Why the scopes exist
To report, compare and reduce greenhouse-gas emissions, organisations need a consistent way to count them. The widely used framework divides emissions into three scopes according to where they occur relative to the reporting company. The split avoids double-counting when many companies report, and it clarifies how much of a footprint a company controls directly versus influences indirectly.
For a manufacturer, understanding the scopes is the starting point for any carbon reporting, target or regulatory submission. The boundaries decide what counts, and getting them right is the foundation everything else rests on.
Scope 1: direct emissions
Scope 1 covers direct emissions from sources the company owns or controls. For a manufacturer this typically includes fuel burned on site — in boilers, furnaces, kilns and direct-fired processes — combustion in owned vehicles, and any process emissions released by the chemistry of what the site makes. It also includes fugitive emissions such as refrigerant leaks.
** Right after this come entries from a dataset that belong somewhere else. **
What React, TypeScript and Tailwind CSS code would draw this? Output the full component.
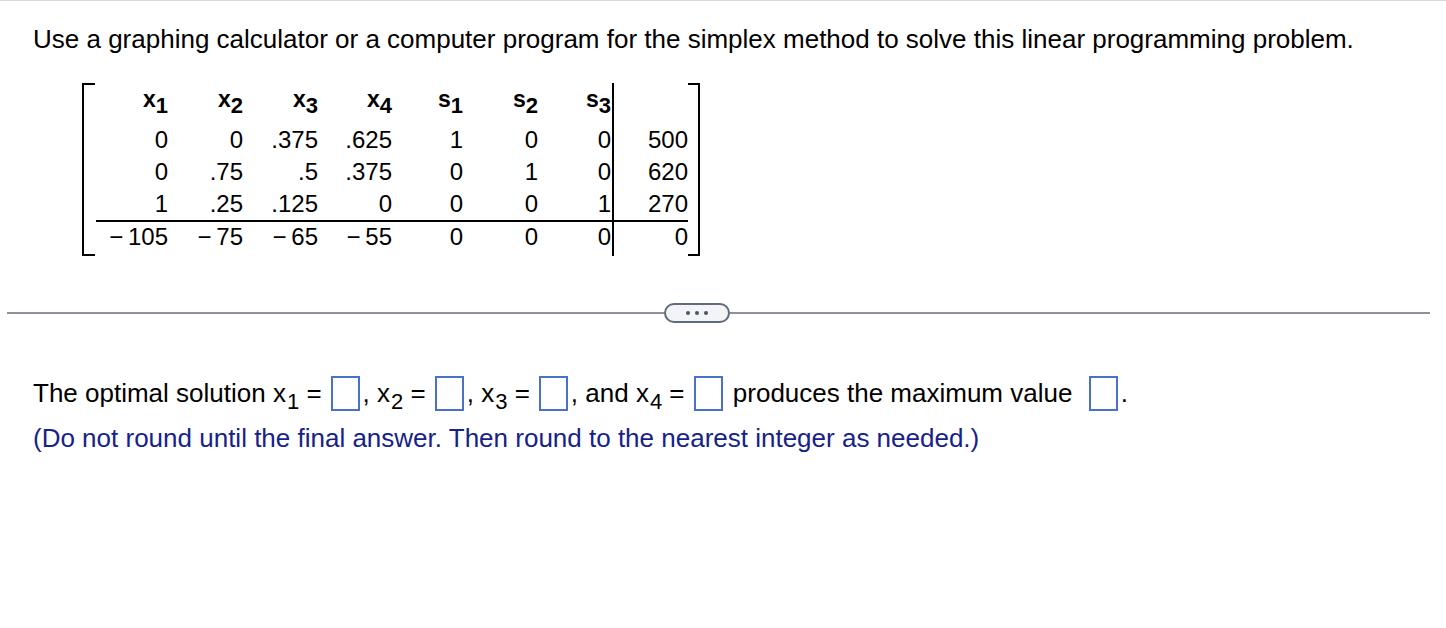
import React from "react";

const header = [
  ["x", "1"],
  ["x", "2"],
  ["x", "3"],
  ["x", "4"],
  ["s", "1"],
  ["s", "2"],
  ["s", "3"],
];

const rows = [
  ["0", "0", ".375", ".625", "1", "0", "0", "500"],
  ["0", ".75", ".5", ".375", "0", "1", "0", "620"],
  ["1", ".25", ".125", "0", "0", "0", "1", "270"],
];

const lastRow = ["\u2212\u2009105", "\u2212\u200975", "\u2212\u200965", "\u2212\u200955", "0", "0", "0", "0"];

const widths = ["w-[72px]", "w-[75px]", "w-[75px]", "w-[74px]", "w-[71px]", "w-[75px]", "w-[76px]", "w-[74px]"];

const Box = () => (
  <span className="inline-block align-middle w-[29px] h-[35px] border-2 border-[#4a72c9] ml-[9px] mr-[3px] relative -top-[2px]" />
);

const Sub = ({ children }: { children: React.ReactNode }) => (
  <span className="text-[22px] relative top-[7px] ml-[1px]">{children}</span>
);

const Matrix = () => {
  return (
    <div className="flex ml-[82px] mt-[29px] h-[173px]">
      <div className="w-[13px] border-l-2 border-y-2 border-black" />
      <div className="ml-[1px] flex flex-col">
        <div className="flex h-[42px] font-bold text-[23px] leading-[32px]">
          {header.map(([v, s], i) => (
            <div key={i} className={`${widths[i]} text-right ${i === 6 ? "border-r-2 border-black pr-[1px]" : ""}`}>
              {v}
              <span className="text-[22px] relative top-[6px]">{s}</span>
            </div>
          ))}
          <div className={widths[7]} />
        </div>
        {rows.map((r, ri) => (
          <div key={ri} className={`flex text-[24px] leading-[30px] ${ri === 2 ? "h-[31px]" : "h-[32px]"}`}>
            {r.map((c, ci) => (
              <div key={ci} className={`${widths[ci]} text-right ${ci === 6 ? "border-r-2 border-black pr-[1px]" : ""}`}>
                {c}
              </div>
            ))}
          </div>
        ))}
        <div className="flex text-[24px] leading-[30px] flex-1 border-t-2 border-black">
          {lastRow.map((c, ci) => (
            <div key={ci} className={`${widths[ci]} text-right ${ci === 6 ? "border-r-2 border-black pr-[1px]" : ""}`}>
              {c}
            </div>
          ))}
        </div>
      </div>
      <div className="w-[12px] border-r-2 border-y-2 border-black" />
    </div>
  );
};

const App = () => {
  return (
    <div className="min-h-screen bg-white border-t border-[#d3d9e2] font-['Liberation_Sans',Arial,sans-serif] text-black">
      <p className="pl-[33px] pt-[23px] text-[26px] leading-[30px]">
        Use a graphing calculator or a computer program for the simplex method to solve this linear programming problem.
      </p>

      <Matrix />

      <div className="flex items-center pl-[7px] pr-[16px] mt-[47px]">
        <div className="h-[2px] w-[657px] bg-[#8b929e]" />
        <div className="w-[66px] h-[20px] rounded-full border-2 border-[#5f6b7b] bg-[#f3f4f6] flex items-center justify-center gap-[5px]">
          <span className="w-[4px] h-[4px] rounded-full bg-[#4b5563]" />
          <span className="w-[4px] h-[4px] rounded-full bg-[#4b5563]" />
          <span className="w-[4px] h-[4px] rounded-full bg-[#4b5563]" />
        </div>
        <div className="h-[2px] flex-1 bg-[#8b929e]" />
      </div>

      <div className="pl-[33px] mt-[50px] text-[26px]">
        <p className="leading-[40px]">
          The optimal solution x<Sub>1</Sub> =<Box />, x<Sub>2</Sub> =<Box />, x<Sub>3</Sub> =<Box />, and x<Sub>4</Sub> =<Box />{" "}
          produces the maximum value <Box />.
        </p>
        <p className="leading-[40px] mt-[3px] text-[#16228a]">
          (Do not round until the final answer. Then round to the nearest integer as needed.)
        </p>
      </div>
    </div>
  );
};

export default App;
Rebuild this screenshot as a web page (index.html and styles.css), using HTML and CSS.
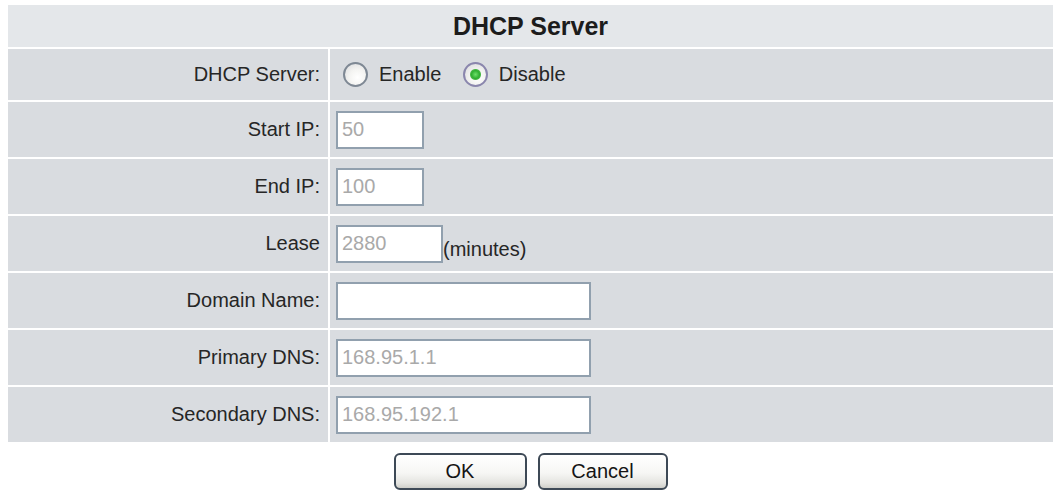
FILE: index.html
```html
<!DOCTYPE html>
<html>
<head>
<meta charset="utf-8">
<title>DHCP Server</title>
<link rel="stylesheet" href="styles.css">
</head>
<body>
<form class="panel">
  <table class="settings">
    <tr>
      <th class="title" colspan="2">DHCP Server</th>
    </tr>
    <tr class="short">
      <td class="label">DHCP Server:</td>
      <td class="field">
        <label class="choice"><input type="radio" name="dhcp" class="radio first">Enable</label>
        <label class="choice"><input type="radio" name="dhcp" class="radio" checked>Disable</label>
      </td>
    </tr>
    <tr>
      <td class="label">Start IP:</td>
      <td class="field"><input class="text small" type="text" value="50" disabled></td>
    </tr>
    <tr>
      <td class="label">End IP:</td>
      <td class="field"><input class="text small" type="text" value="100" disabled></td>
    </tr>
    <tr>
      <td class="label">Lease</td>
      <td class="field"><input class="text medium" type="text" value="2880" disabled><span class="unit">(minutes)</span></td>
    </tr>
    <tr>
      <td class="label">Domain Name:</td>
      <td class="field"><input class="text wide" type="text" value=""></td>
    </tr>
    <tr>
      <td class="label">Primary DNS:</td>
      <td class="field"><input class="text wide" type="text" value="168.95.1.1" disabled></td>
    </tr>
    <tr>
      <td class="label">Secondary DNS:</td>
      <td class="field"><input class="text wide" type="text" value="168.95.192.1" disabled></td>
    </tr>
  </table>
  <div class="actions">
    <button type="button" class="btn">OK</button>
    <button type="button" class="btn">Cancel</button>
  </div>
</form>
</body>
</html>
```
FILE: styles.css
```css
html, body {
  margin: 0;
  padding: 0;
  background: #ffffff;
}

body {
  font-family: "Liberation Sans", Arial, sans-serif;
  font-size: 20px;
  color: #262626;
}

.panel {
  margin: 0;
  padding: 3px 2px 0 6px;
}

.settings {
  width: 1049px;
  border-collapse: separate;
  border-spacing: 2px;
}

.settings th,
.settings td {
  padding: 0;
  height: 55px;
}

.title {
  height: 42px !important;
  background: #e4e7ea;
  font-size: 25px;
  font-weight: bold;
  color: #1c1c1c;
  text-align: center;
  vertical-align: middle;
}

.short td {
  height: 51px;
}

.label {
  width: 312px;
  padding-right: 8px !important;
  background: #d9dce0;
  text-align: right;
  vertical-align: middle;
  white-space: nowrap;
}

.field {
  padding-left: 6px !important;
  background: #d9dce0;
  vertical-align: middle;
  white-space: nowrap;
}

/* radio group */
.choice {
  display: inline-flex;
  align-items: center;
  vertical-align: middle;
  margin-right: 16px;
}

.radio {
  appearance: none;
  -webkit-appearance: none;
  box-sizing: border-box;
  width: 25px;
  height: 25px;
  margin: 0 11px 0 0;
  border-radius: 50%;
  border: 2px solid #7e8894;
  background: radial-gradient(circle at 60% 65%, #ffffff 0, #f4f4f2 45%, #d8d9dc 100%);
}

.radio.first {
  margin-left: 7px;
}

.radio:checked {
  border-color: #8a86ad;
  background:
    radial-gradient(circle at 50% 50%, #6ee06a 0, #2fae30 4px, #49b846 5px, rgba(255,255,255,0) 6px),
    radial-gradient(circle at 60% 65%, #ffffff 0, #f2f2f0 45%, #d6d7da 100%);
}

/* text inputs */
.text {
  box-sizing: border-box;
  height: 38px;
  margin: 0;
  padding: 0 4px;
  border: 2px solid #91a0ae;
  border-radius: 0;
  background: #ffffff;
  font-family: "Liberation Sans", Arial, sans-serif;
  font-size: 20px;
  color: #262626;
  vertical-align: middle;
}

.text:disabled {
  background: #ffffff;
  color: #a9a9a9;
  -webkit-text-fill-color: #a9a9a9;
  opacity: 1;
}

.small {
  width: 88px;
}

.medium {
  width: 107px;
}

.wide {
  width: 255px;
}

.unit {
  display: inline-block;
  vertical-align: middle;
  margin-top: 12px;
}

/* buttons */
.actions {
  display: flex;
  justify-content: center;
  gap: 11px;
  margin-top: 9px;
}

.btn {
  box-sizing: border-box;
  width: 133px;
  height: 37px;
  padding: 0;
  border: 2px solid #3d4956;
  border-radius: 6px;
  background: linear-gradient(#ffffff 0%, #f6f6f4 55%, #e4e4e0 85%, #cfcfca 100%);
  font-family: "Liberation Sans", Arial, sans-serif;
  font-size: 20px;
  color: #141414;
}

.btn + .btn {
  width: 130px;
}
```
Scope 1 is usually the most directly controllable footprint, because it comes from equipment the site operates. The data comes from metered fuel use, process records and refrigerant records, converted to emissions using published factors. Cutting scope 1 is largely a matter of burning less fuel and switching to cleaner fuels.
Scope 2: purchased energy
Scope 2 covers indirect emissions from the energy a company buys and uses — most commonly purchased electricity, but also purchased steam, heat and cooling. The emissions physically occur at the power station or supplier, but they are counted by the user because the user's demand caused them.
There are two ways to report scope 2. The location-based method uses the average emissions of the local grid. The market-based method uses the emissions of the specific electricity the company has contracted for, which can be lower if it buys verified low-carbon power. Manufacturers often report both. Scope 2 falls through using less electricity, buying cleaner electricity, or generating low-carbon power on site.
Scope 3: the value chain
Scope 3 covers all other indirect emissions across the value chain — both upstream and downstream of the company. For a manufacturer this includes the emissions embedded in purchased raw materials and components, transport and distribution, business travel, waste, and the use and end-of-life of the products sold.
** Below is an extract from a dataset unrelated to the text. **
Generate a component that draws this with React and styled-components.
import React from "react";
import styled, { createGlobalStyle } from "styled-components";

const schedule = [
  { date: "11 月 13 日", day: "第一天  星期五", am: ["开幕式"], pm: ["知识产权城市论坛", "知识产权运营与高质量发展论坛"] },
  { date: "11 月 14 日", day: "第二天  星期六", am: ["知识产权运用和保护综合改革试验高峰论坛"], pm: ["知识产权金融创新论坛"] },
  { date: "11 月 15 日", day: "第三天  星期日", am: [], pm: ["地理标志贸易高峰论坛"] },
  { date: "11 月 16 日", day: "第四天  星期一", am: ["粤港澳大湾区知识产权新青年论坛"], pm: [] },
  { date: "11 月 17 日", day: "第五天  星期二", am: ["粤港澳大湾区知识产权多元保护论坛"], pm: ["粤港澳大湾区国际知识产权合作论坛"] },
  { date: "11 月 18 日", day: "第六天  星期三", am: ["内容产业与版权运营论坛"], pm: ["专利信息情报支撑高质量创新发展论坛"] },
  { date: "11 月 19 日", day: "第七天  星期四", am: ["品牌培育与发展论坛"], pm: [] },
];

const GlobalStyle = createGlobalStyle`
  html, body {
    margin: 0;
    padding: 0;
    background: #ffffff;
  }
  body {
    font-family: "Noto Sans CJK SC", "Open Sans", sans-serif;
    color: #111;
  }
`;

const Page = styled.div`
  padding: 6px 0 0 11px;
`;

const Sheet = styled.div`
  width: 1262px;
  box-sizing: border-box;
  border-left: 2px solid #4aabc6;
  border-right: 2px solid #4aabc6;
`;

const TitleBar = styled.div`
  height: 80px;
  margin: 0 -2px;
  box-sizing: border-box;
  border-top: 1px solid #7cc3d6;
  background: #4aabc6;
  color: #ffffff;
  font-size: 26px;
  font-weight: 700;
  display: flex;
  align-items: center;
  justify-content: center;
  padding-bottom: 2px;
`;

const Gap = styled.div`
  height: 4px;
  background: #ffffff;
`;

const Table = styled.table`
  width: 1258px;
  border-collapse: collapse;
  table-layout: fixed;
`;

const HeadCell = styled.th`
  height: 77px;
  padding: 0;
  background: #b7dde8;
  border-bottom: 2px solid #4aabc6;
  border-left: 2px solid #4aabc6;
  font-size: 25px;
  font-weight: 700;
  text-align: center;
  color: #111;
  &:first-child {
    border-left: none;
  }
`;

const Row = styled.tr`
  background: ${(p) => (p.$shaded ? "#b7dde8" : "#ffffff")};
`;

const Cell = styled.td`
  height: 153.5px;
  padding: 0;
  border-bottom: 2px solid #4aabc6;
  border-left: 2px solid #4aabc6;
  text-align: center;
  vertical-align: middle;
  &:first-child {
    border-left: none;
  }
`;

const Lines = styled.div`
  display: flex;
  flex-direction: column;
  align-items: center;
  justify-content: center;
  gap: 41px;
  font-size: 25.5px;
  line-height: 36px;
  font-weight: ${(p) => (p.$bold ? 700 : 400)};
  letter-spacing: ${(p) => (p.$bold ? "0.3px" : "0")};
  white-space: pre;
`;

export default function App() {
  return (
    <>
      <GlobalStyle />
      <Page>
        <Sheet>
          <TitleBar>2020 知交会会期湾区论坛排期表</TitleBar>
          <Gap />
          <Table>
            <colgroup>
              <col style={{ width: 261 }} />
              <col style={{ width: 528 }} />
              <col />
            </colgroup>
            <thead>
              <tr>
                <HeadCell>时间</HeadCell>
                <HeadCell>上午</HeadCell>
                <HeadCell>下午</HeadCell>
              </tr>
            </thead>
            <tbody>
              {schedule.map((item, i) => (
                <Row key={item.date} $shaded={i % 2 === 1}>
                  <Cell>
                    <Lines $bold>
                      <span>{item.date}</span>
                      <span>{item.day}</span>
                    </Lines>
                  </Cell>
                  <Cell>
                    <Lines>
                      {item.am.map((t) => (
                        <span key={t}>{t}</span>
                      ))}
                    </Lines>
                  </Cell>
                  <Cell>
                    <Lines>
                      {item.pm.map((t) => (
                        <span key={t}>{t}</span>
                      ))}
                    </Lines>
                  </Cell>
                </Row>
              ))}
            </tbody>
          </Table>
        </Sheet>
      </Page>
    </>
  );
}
Scope 3 is usually by far the largest part of a manufacturer's footprint and by far the hardest to measure, because the emissions sit with suppliers and customers rather than on the company's own meters. It relies on supplier data, industry-average factors and estimation. Because it is large and influential, it is increasingly the focus of customer requirements and regulation — but it is also where the data is weakest, so a manufacturer usually builds scope 3 up category by category, starting with the largest.
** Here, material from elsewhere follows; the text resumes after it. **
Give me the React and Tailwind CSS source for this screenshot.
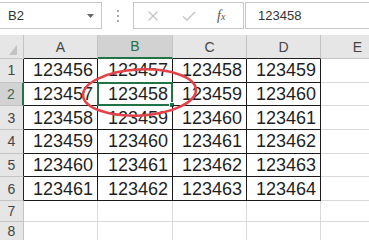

Drawing boundaries and gathering data
Before counting, a company sets its boundaries: which legal entities and sites are included (the organisational boundary) and which activities (the operational boundary). Consistent boundaries make year-on-year comparison meaningful and stop emissions falling through the gaps or being counted twice.
Data quality then determines the inventory's value. Scope 1 and 2 should come from actual metered fuel and energy use wherever possible, not estimates. This is where energy metering and management systems earn their place — the same meters that track energy cost provide the activity data for the carbon inventory. Scope 3 leans on supplier engagement and well-chosen factors. The aim is an inventory accurate enough to drive decisions and to withstand scrutiny.
From inventory to action
An emissions inventory is a means, not an end. Once a manufacturer knows where its emissions sit, the same hierarchy that governs decarbonisation applies: cut energy demand through efficiency, switch to cleaner energy and fuels, and address the residual. Because scope 1 and 2 are dominated by energy use, the efficiency measures that lower energy bills — better combustion, heat recovery, efficient motors and drives, and insulating hot surfaces — are precisely what move the reported numbers.
For scope 3, action means working with suppliers and rethinking materials and products, which is slower but where the largest emissions usually lie. Tracking the inventory year on year, with reliable data, turns reporting from a compliance chore into a management tool that shows whether the reductions are real.
Frequently asked questions
What is the difference between scope 1, 2 and 3 emissions?
Scope 1 is direct emissions from sources the company controls, such as on-site fuel combustion and process emissions. Scope 2 is indirect emissions from purchased energy like electricity, steam and heat. Scope 3 is all other indirect emissions across the value chain, upstream and downstream, such as purchased materials, transport and product use.
Which scope is usually largest for a manufacturer?
Scope 3 is usually by far the largest, because it includes emissions embedded in purchased materials and in the use of products sold. It is also the hardest to measure, since the emissions sit with suppliers and customers rather than on the company's own meters.
What is the difference between location-based and market-based scope 2?
Location-based scope 2 uses the average emissions of the local electricity grid. Market-based uses the emissions of the specific electricity the company has contracted for, which can be lower if it buys verified low-carbon power. Manufacturers often report both methods.
How do efficiency measures relate to emissions reporting?
Scope 1 and 2 are dominated by energy use, so the same measures that cut energy bills — better combustion, heat recovery, efficient motors and drives, and insulating hot surfaces — directly reduce reported emissions. The meters that track energy cost also supply the activity data for the carbon inventory.